Okay, so you flip over coin 35. And then, the other player just xors together all the heads, and gets your number?
Hmm. I'm not immediately seeing what options you have in the hat game. Hmm. Okay, I can see their hats. But I can't, presumably, see them pointing, because that would be "communicating". So I can't tell them anything about their hats by my pointing choice... But then I don't see a way to do anything. Also, consider the case where the middle hat is white, and the other two are black. Is it actually possible to point at the white hat without pointing also at a black hat? Or are these Abstract Hats, which do not actually reflect in any way the usual physical properties of stacked hats, such as overlapping?
Abstract hats, where you can point to any specific hat without pointing to anything else. And indeed, you can't see where they point.
Huh. So casual searching turned up a related puzzle: "Three people are given hats. Each hat is either red or blue, chosen at random. Each person can see the other 2 hats, but not their own. They each must simultaneously either guess their own hat's color, or pass. No communication is allowed, although they can agree on a strategy ahead of time. What strategy will give them the best chances of at least one person guessing right, and nobody guessing wrong?"
Hmm. I am not able to see a way to affect chances. The probabilities of the hats being various colors are independent, so there's no reason to think that seeing any other player's hat allows me to improve my choices in any way. You don't have a "pass" option, so you can't, say, "not point if your friend has all black hats" or something that would let you at least avoid losses. So I'm missing something, I assume.

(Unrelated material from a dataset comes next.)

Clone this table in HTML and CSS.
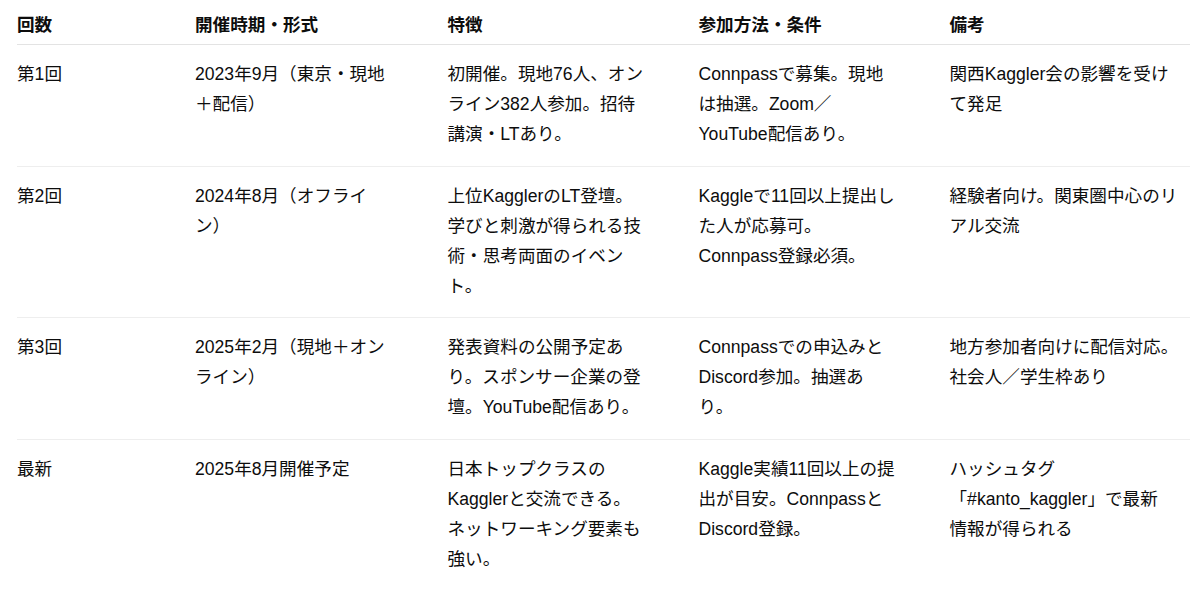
FILE: index.html
```html
<!DOCTYPE html>
<html lang="ja">
<head>
<meta charset="utf-8">
<title>関東Kaggler会</title>
<link rel="stylesheet" href="styles.css">
</head>
<body>
<div class="wrap">
<table class="events">
  <thead>
    <tr>
      <th class="c1">回数</th>
      <th class="c2">開催時期・形式</th>
      <th class="c3">特徴</th>
      <th class="c4">参加方法・条件</th>
      <th class="c5">備考</th>
    </tr>
  </thead>
  <tbody>
    <tr>
      <td>第1回</td>
      <td>2023年9月（東京・現地<br>＋配信）</td>
      <td>初開催。現地76人、オン<br>ライン382人参加。招待<br>講演・LTあり。</td>
      <td>Connpassで募集。現地<br>は抽選。Zoom／<br>YouTube配信あり。</td>
      <td>関西Kaggler会の影響を受け<br>て発足</td>
    </tr>
    <tr>
      <td>第2回</td>
      <td>2024年8月（オフライ<br>ン）</td>
      <td>上位KagglerのLT登壇。<br>学びと刺激が得られる技<br>術・思考両面のイベン<br>ト。</td>
      <td>Kaggleで11回以上提出し<br>た人が応募可。<br>Connpass登録必須。</td>
      <td>経験者向け。関東圏中心のリ<br>アル交流</td>
    </tr>
    <tr>
      <td>第3回</td>
      <td>2025年2月（現地＋オン<br>ライン）</td>
      <td>発表資料の公開予定あ<br>り。スポンサー企業の登<br>壇。YouTube配信あり。</td>
      <td>Connpassでの申込みと<br>Discord参加。抽選あ<br>り。</td>
      <td>地方参加者向けに配信対応。<br>社会人／学生枠あり</td>
    </tr>
    <tr>
      <td>最新</td>
      <td>2025年8月開催予定</td>
      <td>日本トップクラスの<br>Kagglerと交流できる。<br>ネットワーキング要素も<br>強い。</td>
      <td>Kaggle実績11回以上の提<br>出が目安。Connpassと<br>Discord登録。</td>
      <td>ハッシュタグ<br>「#kanto_kaggler」で最新<br>情報が得られる</td>
    </tr>
  </tbody>
</table>
</div>
</body>
</html>
```

FILE: styles.css
```css
html, body {
  margin: 0;
  padding: 0;
  background: #ffffff;
}

.wrap {
  padding-left: 17px;
}

.events {
  width: 1173px;
  table-layout: fixed;
  border-collapse: collapse;
  border-spacing: 0;
  font-family: "Liberation Sans", "Noto Sans CJK JP", sans-serif;
  font-size: 17.6px;
  line-height: 30px;
  color: #0d0d0d;
}

.events th,
.events td {
  box-sizing: border-box;
  text-align: left;
  vertical-align: top;
  padding: 14px 36px 16.5px 0;
  white-space: normal;
}

.events th {
  font-weight: 700;
  padding-top: 10px;
  padding-bottom: 4px;
  border-bottom: 1px solid #e3e3e3;
}

.events td {
  border-bottom: 1px solid #eeeeee;
}

.events tbody tr:last-child td {
  border-bottom: 0;
}

.events th:last-child,
.events td:last-child {
  padding-right: 0;
}

.c1 { width: 178px; }
.c2 { width: 252.5px; }
.c3 { width: 251px; }
.c4 { width: 251px; }
.c5 { width: 240.5px; }
```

Yeah, probability problems tend to be really unintuitive at first. But there is a way to do better than 25%. Indeed, that's the first major hurdle, to convince yourself that you can do better than 25%.
If you are going by probability, seeing the other hats tells you nothing at all unless you know there is a limited number of each color. If not, then the colors they got have no effect on the probability of your own. For example - you have a perfect coin (no physical defects that would affect which side pops up on a perfect flip). You see it land on heads 7 times, tails 3 times. What is the probability of it being heads when flipped again? .5 - the same as if it had not been flipped at all.

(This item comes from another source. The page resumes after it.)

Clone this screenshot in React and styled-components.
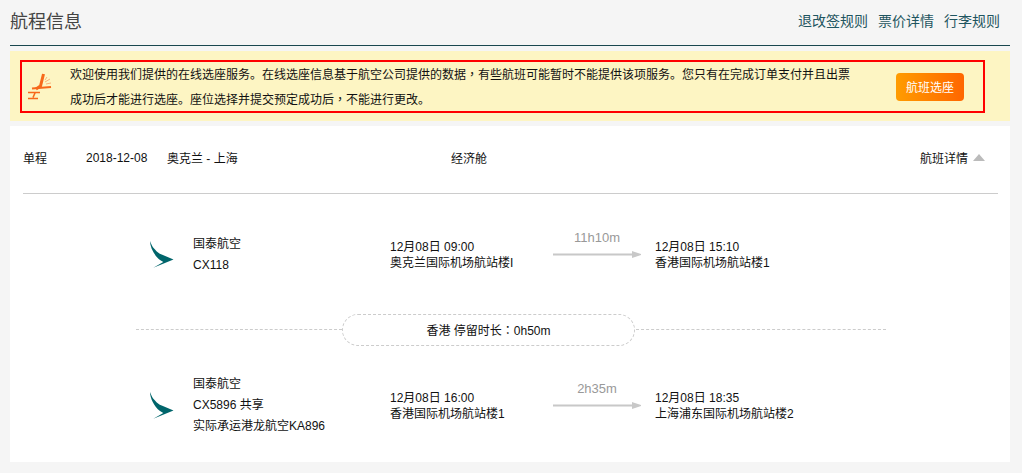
import React from "react";
import styled, { createGlobalStyle } from "styled-components";

const GlobalStyle = createGlobalStyle`
  html, body {
    margin: 0;
    padding: 0;
    height: 473px;
    overflow: hidden;
    background: #f5f5f5;
    font-family: "Liberation Sans", "Noto Sans CJK SC", sans-serif;
    font-size: 12px;
    color: #111;
  }
`;
const Page = styled.div`
  width: 1000px;
  margin-left: 10px;
`;
const Header = styled.div`
  height: 45px;
  display: flex;
  justify-content: space-between;
  border-bottom: 1px solid #19474f;
`;
const Title = styled.h2`
  margin: 10px 0 0;
  font-size: 18px;
  line-height: 24px;
  font-weight: 400;
  color: #444;
`;
const RuleLinks = styled.div`
  display: flex;
  gap: 10px;
  margin: 12px 10px 0 0;
  line-height: 18px;
  font-size: 14px;
  color: #1f5560;
`;
const Notice = styled.div`
  height: 70px;
  margin-top: 5px;
  padding: 9px 25px 0 10px;
  background: #fdf5c3;
  box-sizing: border-box;
`;
const NoticeBox = styled.div`
  height: 53px;
  box-sizing: border-box;
  border: 2px solid #f00;
  display: flex;
  align-items: center;
  padding-left: 5px;
`;
const SeatIcon = styled.svg`
  flex: none;
  width: 26px;
  height: 28px;
  margin-right: 17px;
`;
const NoticeText = styled.div`
  width: 784px;
  font-size: 12px;
  line-height: 24px;
`;
const NoticeLine = styled.div`
  white-space: nowrap;
`;
const Wide = styled.span`
  font-family: "Noto Sans CJK TC", sans-serif;
`;
const SeatButton = styled.button`
  width: 68px;
  height: 28px;
  margin-left: 42px;
  padding: 0;
  border: none;
  border-radius: 4px;
  background: linear-gradient(90deg, #ff9c00, #ff6600);
  color: #fff;
  font: inherit;
`;
const Card = styled.section`
  height: 336px;
  margin-top: 5px;
  background: #fff;
  padding: 0 12px 0 13px;
  box-sizing: border-box;
`;
const TripRow = styled.div`
  height: 68px;
  display: flex;
  align-items: center;
  padding-bottom: 4px;
  box-sizing: border-box;
  border-bottom: 1px solid #ccc;
`;
const TripType = styled.span`
  width: 63px;
`;
const TripDate = styled.span`
  width: 81px;
`;
const TripCities = styled.span`
  width: 284px;
`;
const TripCabin = styled.span`
  flex: 1;
`;
const Details = styled.span`
  display: flex;
  align-items: center;
  gap: 5px;
  margin-right: 13px;
`;
const Triangle = styled.i`
  width: 0;
  height: 0;
  border: 6px solid transparent;
  border-top: 0;
  border-bottom: 7px solid #bbb;
`;
const Segment = styled.div`
  display: flex;
  margin-left: 126px;
  height: ${(p) => p.$height}px;
  padding-top: ${(p) => p.$top}px;
  box-sizing: border-box;
`;
const TailIcon = styled.svg`
  flex: none;
  width: 26px;
  height: 30px;
  margin-top: ${(p) => p.$offset}px;
  margin-right: 18px;
`;
const Airline = styled.div`
  width: 197px;
  line-height: 21px;
`;
const Stop = styled.div`
  width: 163px;
  line-height: 16px;
  padding-top: ${(p) => p.$offset}px;
`;
const Duration = styled.div`
  width: 88px;
  margin-right: 14px;
  text-align: center;
  color: #999;
  font-size: 13px;
  line-height: 16px;
  margin-top: ${(p) => p.$offset}px;
`;
const Arrow = styled.svg`
  display: block;
  width: 88px;
  height: 9px;
  margin-top: 4px;
`;
const Layover = styled.div`
  display: flex;
  align-items: center;
  margin: 0 112px 0 113px;
  height: 32px;
`;
const DashLine = styled.div`
  flex: ${(p) => (p.$width ? "none" : 1)};
  width: ${(p) => p.$width || 0}px;
  margin-bottom: 2px;
  border-top: 1px dashed #ccc;
`;
const LayoverPill = styled.div`
  flex: none;
  width: 293px;
  height: 32px;
  box-sizing: border-box;
  border: 1px dashed #ccc;
  border-radius: 16px;
  margin: 0 1px 0 0;
  text-align: center;
  line-height: 30px;
`;

const Seat = () => (
  <SeatIcon viewBox="0 0 26 28" fill="none">
    <path d="M16.5 1 L13.5 13 L9 16" stroke="#f7681a" strokeWidth="3" />
    <path d="M5 15.5 L24 14" stroke="#f7681a" strokeWidth="1.8" />
    <path d="M1 19.5 H13 M8 20 L6 24.5 M1 25.5 H11" stroke="#f7681a" strokeWidth="1.6" />
    <path d="M18 9 L23 6 M19 11 L24 10 M18 7 L20 4" stroke="#f9b27a" strokeWidth="1" />
  </SeatIcon>
);

const Tail = ({ offset }) => (
  <TailIcon $offset={offset} viewBox="0 0 26 30">
    <path d="M1 1 C2.5 5 4 8 6 9.5 C8 12 10 13.5 12.7 14.5 L24.5 19.5 L4.3 27.7 L14.3 22 L11 20 C5 15.5 1 7 1 1 Z" fill="#00656b" />
  </TailIcon>
);

const Flight = ({ height, top, iconOffset, lines, from, to, duration, stopOffset, durationOffset }) => (
  <Segment $height={height} $top={top}>
    <Tail offset={iconOffset} />
    <Airline>
      {lines.map((l) => (
        <div key={l}>{l}</div>
      ))}
    </Airline>
    <Stop $offset={stopOffset}>
      <div>{from[0]}</div>
      <div>{from[1]}</div>
    </Stop>
    <Duration $offset={durationOffset}>
      {duration}
      <Arrow viewBox="0 0 88 9">
        <path d="M0 4.5 H84 M80 2.5 L86 4.5 L80 6.5 Z" stroke="#c8c8c8" strokeWidth="2" fill="#c8c8c8" />
      </Arrow>
    </Duration>
    <Stop $offset={stopOffset}>
      <div>{to[0]}</div>
      <div>{to[1]}</div>
    </Stop>
  </Segment>
);

export default function App() {
  return (
    <Page>
      <GlobalStyle />
      <Header>
        <Title>航程信息</Title>
        <RuleLinks>
          <span>退改签规则</span>
          <span>票价详情</span>
          <span>行李规则</span>
        </RuleLinks>
      </Header>
      <Notice>
        <NoticeBox>
          <Seat />
          <NoticeText>
            <NoticeLine>
              欢迎使用我们提供的在线选座服务。在线选座信息基于航空公司提供的数据<Wide>，</Wide>有些航班可能暂时不能提供该项服务。您只有在完成订单支付并且出票
            </NoticeLine>
            <NoticeLine>
              成功后才能进行选座。座位选择并提交预定成功后<Wide>，</Wide>不能进行更改。
            </NoticeLine>
          </NoticeText>
          <SeatButton>航班选座</SeatButton>
        </NoticeBox>
      </Notice>
      <Card>
        <TripRow>
          <TripType>单程</TripType>
          <TripDate>2018-12-08</TripDate>
          <TripCities>奥克兰 - 上海</TripCities>
          <TripCabin>经济舱</TripCabin>
          <Details>
            航班详情
            <Triangle />
          </Details>
        </TripRow>
        <Flight
          height={120}
          top={40}
          iconOffset={6}
          lines={["国泰航空", "CX118"]}
          from={["12月08日 09:00", "奥克兰国际机场航站楼I"]}
          to={["12月08日 15:10", "香港国际机场航站楼1"]}
          duration="11h10m"
          stopOffset={5}
          durationOffset={-4}
        />
        <Layover>
          <DashLine $width={206} />
          <LayoverPill>
            香港 停留时长<Wide>：</Wide>0h50m
          </LayoverPill>
          <DashLine />
        </Layover>
        <Flight
          height={115}
          top={28}
          iconOffset={17}
          lines={["国泰航空", "CX5896 共享", "实际承运港龙航空KA896"]}
          from={["12月08日 16:00", "香港国际机场航站楼1"]}
          to={["12月08日 18:35", "上海浦东国际机场航站楼2"]}
          duration="2h35m"
          stopOffset={16}
          durationOffset={7}
        />
      </Card>
    </Page>
  );
}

It is entirely true that there is nothing either of you can do to increase the probability that you, individually, point to a white hat, nor is there anything either of you can do to increase the probability that your friend, individually, points to a white hat.
Agree to point to the hat that corresponds to a white hat on your friend's head? \ Edit: won't help - there is no correlation in the rules between the hat colors on each person.
There really isn't a way to improve your odds. You cannot pass information nor do you recieve information.
There is either missing information in that puzzle, or the rules were incorrectly stated. Taken literally, there is no strategy that can change the result.
I'm not seeing any way for any strategy to affect things. In principle, a strategy has to give you Better Information. But I don't see a way to derive information.